CHALLENGE: Copy each line below in which the string "this" occurs.

LISTED RECORDS:
▼

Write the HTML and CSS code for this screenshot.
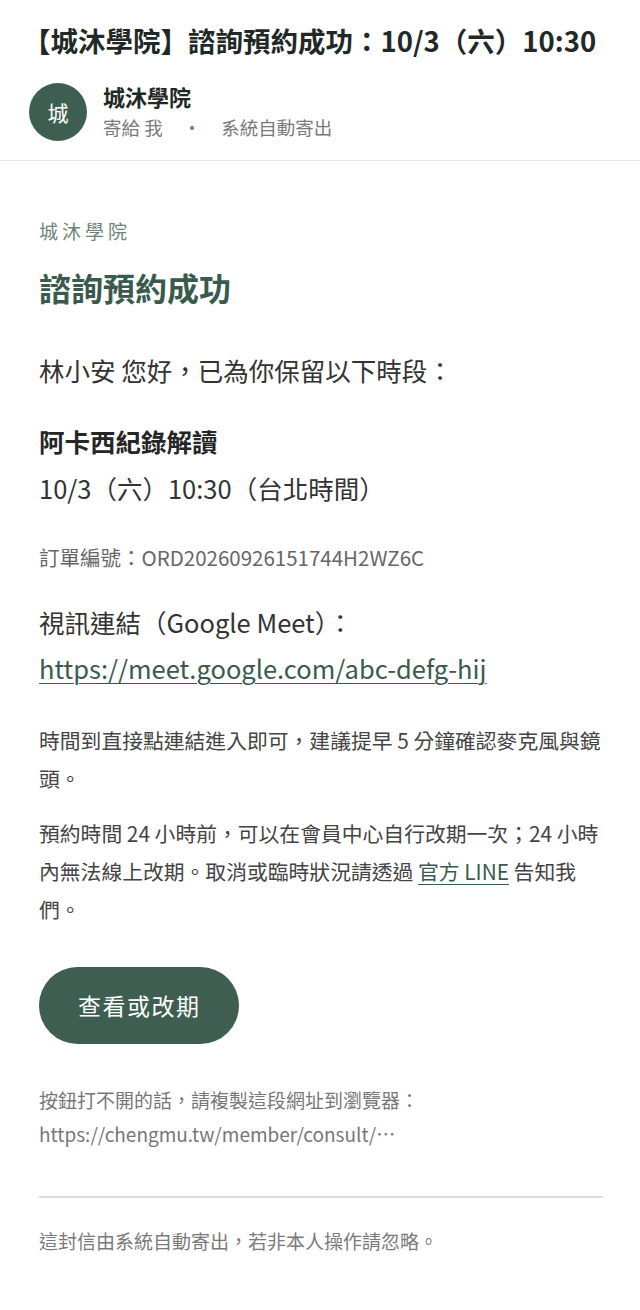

▲
▼

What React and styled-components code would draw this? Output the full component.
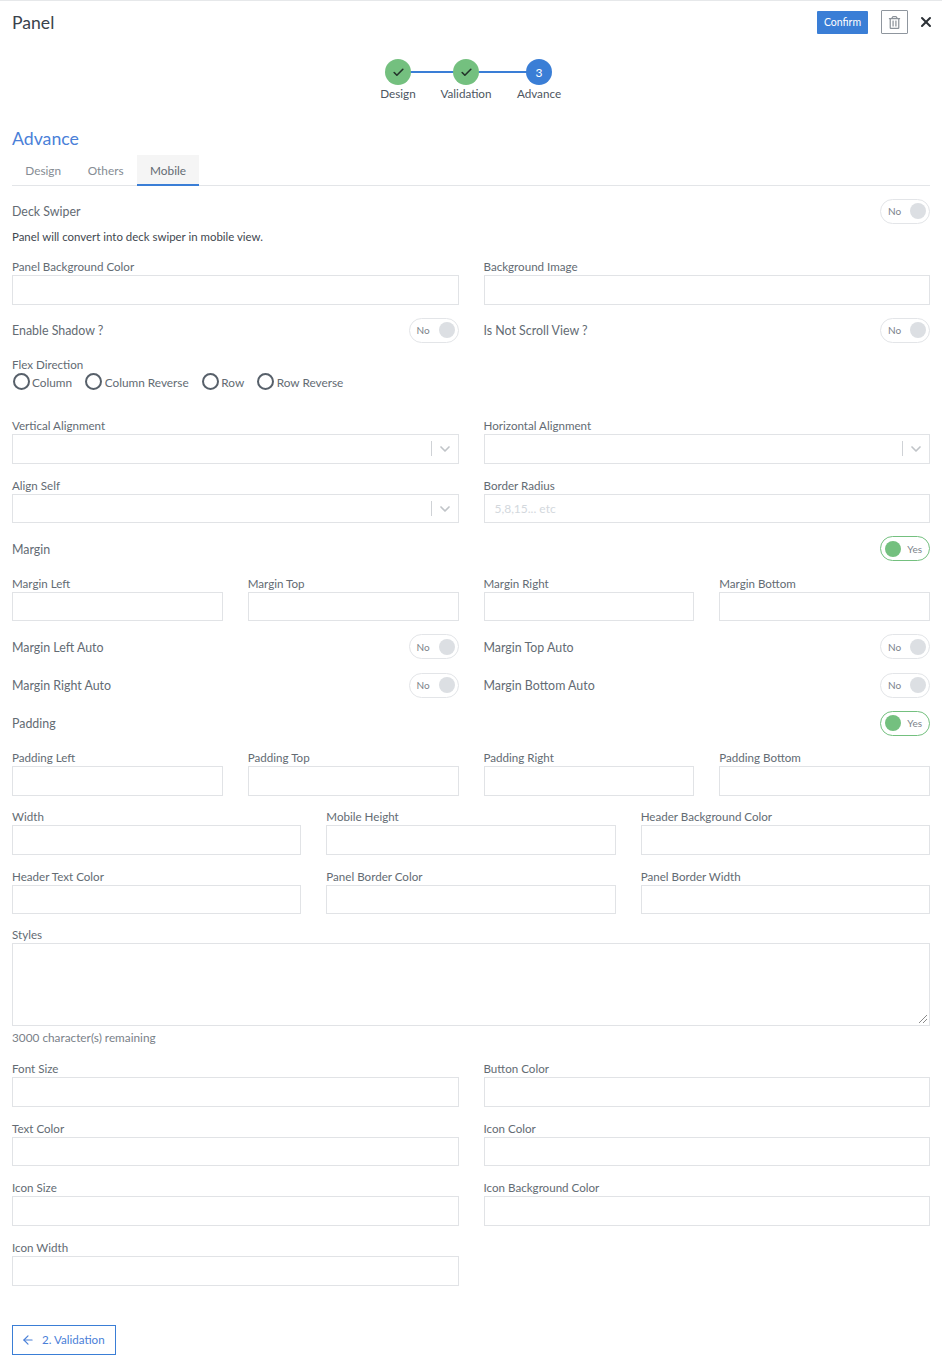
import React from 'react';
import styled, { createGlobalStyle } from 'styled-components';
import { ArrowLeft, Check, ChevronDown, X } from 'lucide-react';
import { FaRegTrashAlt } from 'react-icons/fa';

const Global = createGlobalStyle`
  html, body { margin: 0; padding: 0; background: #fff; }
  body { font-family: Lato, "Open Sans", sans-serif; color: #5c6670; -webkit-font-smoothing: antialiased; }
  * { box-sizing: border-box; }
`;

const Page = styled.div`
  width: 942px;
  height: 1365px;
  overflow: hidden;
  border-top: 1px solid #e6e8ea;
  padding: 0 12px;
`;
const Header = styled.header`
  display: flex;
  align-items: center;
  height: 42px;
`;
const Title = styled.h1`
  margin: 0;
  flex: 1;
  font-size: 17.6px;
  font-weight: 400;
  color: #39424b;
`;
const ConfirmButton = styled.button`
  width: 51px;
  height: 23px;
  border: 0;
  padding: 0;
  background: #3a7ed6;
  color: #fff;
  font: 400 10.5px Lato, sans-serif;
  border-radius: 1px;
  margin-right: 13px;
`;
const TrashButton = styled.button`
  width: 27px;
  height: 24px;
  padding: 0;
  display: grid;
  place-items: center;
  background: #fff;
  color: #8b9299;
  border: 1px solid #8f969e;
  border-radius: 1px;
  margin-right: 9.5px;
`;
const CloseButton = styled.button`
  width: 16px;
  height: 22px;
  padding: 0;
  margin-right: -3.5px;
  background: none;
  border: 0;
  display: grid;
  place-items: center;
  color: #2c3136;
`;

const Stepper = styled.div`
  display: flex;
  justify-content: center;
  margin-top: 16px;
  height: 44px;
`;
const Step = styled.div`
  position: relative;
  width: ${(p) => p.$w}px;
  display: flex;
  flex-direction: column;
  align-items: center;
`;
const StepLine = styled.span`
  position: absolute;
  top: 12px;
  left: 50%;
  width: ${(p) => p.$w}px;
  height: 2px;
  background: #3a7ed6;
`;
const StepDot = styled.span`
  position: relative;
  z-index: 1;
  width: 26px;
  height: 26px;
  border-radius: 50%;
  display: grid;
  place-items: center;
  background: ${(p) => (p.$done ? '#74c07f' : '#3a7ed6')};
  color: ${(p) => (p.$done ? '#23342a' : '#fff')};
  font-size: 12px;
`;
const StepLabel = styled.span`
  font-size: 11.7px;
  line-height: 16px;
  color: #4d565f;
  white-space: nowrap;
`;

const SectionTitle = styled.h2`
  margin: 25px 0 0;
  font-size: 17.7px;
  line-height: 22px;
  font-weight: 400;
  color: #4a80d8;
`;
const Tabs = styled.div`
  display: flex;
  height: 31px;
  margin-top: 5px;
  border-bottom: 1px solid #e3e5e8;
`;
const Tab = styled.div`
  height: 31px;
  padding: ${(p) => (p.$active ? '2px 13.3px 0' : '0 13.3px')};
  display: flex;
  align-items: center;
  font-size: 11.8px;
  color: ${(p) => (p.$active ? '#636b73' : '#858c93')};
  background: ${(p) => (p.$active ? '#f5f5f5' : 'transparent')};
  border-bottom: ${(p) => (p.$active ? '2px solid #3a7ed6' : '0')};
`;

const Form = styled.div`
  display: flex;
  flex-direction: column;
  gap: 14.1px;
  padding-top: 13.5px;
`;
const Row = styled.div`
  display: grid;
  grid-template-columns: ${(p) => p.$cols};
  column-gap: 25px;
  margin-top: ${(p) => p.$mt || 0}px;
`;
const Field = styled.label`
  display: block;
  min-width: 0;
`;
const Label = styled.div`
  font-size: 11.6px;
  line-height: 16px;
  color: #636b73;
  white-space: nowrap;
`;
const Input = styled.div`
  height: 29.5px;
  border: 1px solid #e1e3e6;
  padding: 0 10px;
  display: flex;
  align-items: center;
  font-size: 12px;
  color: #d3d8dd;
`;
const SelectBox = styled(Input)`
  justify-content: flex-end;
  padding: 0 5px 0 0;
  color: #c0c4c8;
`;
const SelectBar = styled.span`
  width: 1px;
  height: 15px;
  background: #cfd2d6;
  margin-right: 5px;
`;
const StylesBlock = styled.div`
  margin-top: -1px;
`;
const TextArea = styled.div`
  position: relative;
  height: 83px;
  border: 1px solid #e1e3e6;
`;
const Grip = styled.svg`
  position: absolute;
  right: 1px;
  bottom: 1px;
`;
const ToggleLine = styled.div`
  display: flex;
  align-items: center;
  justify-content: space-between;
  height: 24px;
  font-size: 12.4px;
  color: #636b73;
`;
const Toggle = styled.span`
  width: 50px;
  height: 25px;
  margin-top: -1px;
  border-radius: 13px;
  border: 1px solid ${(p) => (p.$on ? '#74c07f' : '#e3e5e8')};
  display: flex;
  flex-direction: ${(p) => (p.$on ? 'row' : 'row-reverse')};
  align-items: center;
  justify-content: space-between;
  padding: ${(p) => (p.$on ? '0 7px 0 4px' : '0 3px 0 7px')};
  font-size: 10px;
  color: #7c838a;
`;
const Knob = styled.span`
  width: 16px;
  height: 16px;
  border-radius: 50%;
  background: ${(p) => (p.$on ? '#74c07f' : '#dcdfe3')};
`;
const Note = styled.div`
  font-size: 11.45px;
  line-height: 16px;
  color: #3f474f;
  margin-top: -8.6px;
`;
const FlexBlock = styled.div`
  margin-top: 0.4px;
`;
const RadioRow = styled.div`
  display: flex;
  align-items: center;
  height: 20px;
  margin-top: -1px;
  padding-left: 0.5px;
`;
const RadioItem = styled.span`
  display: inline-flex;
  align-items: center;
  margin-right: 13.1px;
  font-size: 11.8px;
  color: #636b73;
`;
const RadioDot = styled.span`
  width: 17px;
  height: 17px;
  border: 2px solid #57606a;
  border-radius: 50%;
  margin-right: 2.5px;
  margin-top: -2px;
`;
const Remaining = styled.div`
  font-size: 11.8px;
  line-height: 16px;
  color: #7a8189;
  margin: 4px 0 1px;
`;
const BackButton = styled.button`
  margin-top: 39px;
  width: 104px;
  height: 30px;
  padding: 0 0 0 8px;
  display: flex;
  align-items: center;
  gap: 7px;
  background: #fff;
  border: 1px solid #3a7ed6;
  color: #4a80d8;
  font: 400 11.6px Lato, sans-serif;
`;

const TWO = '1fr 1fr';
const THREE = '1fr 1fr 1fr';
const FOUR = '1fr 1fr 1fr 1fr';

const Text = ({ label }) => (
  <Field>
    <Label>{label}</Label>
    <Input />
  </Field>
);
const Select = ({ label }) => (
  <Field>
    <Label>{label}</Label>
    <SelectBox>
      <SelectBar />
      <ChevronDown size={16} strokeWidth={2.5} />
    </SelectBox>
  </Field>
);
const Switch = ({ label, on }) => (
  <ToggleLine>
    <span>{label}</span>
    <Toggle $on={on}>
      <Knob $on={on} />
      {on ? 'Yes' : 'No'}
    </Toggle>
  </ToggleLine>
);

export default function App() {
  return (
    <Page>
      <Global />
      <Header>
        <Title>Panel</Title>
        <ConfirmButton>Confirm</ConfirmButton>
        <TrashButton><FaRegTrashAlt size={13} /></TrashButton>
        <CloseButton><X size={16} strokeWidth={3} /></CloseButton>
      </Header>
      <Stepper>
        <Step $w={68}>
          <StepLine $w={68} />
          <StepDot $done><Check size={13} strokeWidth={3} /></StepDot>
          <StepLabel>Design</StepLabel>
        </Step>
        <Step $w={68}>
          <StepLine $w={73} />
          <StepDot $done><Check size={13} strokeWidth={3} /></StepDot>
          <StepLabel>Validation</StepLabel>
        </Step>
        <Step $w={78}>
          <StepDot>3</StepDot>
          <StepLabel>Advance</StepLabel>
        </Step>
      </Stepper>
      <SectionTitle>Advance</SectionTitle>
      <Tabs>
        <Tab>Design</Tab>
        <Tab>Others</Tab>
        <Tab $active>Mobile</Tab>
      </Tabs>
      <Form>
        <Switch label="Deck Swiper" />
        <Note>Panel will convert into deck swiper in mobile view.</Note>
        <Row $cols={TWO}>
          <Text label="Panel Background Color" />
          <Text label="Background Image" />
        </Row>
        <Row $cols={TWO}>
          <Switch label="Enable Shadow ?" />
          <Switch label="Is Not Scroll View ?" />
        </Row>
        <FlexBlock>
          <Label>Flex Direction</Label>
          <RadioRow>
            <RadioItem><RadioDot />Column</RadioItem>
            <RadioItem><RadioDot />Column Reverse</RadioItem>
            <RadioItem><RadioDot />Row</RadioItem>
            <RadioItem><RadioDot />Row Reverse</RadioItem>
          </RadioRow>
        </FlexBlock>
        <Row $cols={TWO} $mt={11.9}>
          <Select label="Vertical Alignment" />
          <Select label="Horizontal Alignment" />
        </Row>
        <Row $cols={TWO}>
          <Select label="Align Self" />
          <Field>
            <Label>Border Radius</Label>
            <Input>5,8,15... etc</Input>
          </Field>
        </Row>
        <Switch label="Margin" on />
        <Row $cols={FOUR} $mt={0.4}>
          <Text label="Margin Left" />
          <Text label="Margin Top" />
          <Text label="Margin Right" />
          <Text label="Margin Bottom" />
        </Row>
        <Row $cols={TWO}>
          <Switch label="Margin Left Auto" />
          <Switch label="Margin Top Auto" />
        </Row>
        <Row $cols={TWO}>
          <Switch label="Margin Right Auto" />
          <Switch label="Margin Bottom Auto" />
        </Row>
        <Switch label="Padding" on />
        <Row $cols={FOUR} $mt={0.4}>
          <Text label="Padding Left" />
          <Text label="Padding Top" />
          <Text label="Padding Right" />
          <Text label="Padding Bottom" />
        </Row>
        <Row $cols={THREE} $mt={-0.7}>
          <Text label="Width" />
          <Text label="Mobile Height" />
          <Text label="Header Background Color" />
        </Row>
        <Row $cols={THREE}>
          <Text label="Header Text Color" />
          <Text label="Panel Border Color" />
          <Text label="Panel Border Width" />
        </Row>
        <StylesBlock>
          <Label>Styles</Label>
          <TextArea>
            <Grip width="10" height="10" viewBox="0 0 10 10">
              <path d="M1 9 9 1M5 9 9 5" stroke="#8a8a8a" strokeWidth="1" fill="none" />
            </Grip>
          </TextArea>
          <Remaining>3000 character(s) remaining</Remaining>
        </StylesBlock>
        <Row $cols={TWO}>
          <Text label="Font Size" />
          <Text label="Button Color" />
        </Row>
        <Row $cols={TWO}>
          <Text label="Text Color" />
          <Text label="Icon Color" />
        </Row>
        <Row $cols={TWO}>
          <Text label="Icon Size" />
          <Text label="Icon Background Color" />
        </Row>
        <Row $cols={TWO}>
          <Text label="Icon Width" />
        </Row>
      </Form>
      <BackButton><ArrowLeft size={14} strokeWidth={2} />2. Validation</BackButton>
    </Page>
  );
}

▲

WRITTEN ANSWER:
Write the HTML and CSS code for this screenshot.
What React and styled-components code would draw this? Output the full component.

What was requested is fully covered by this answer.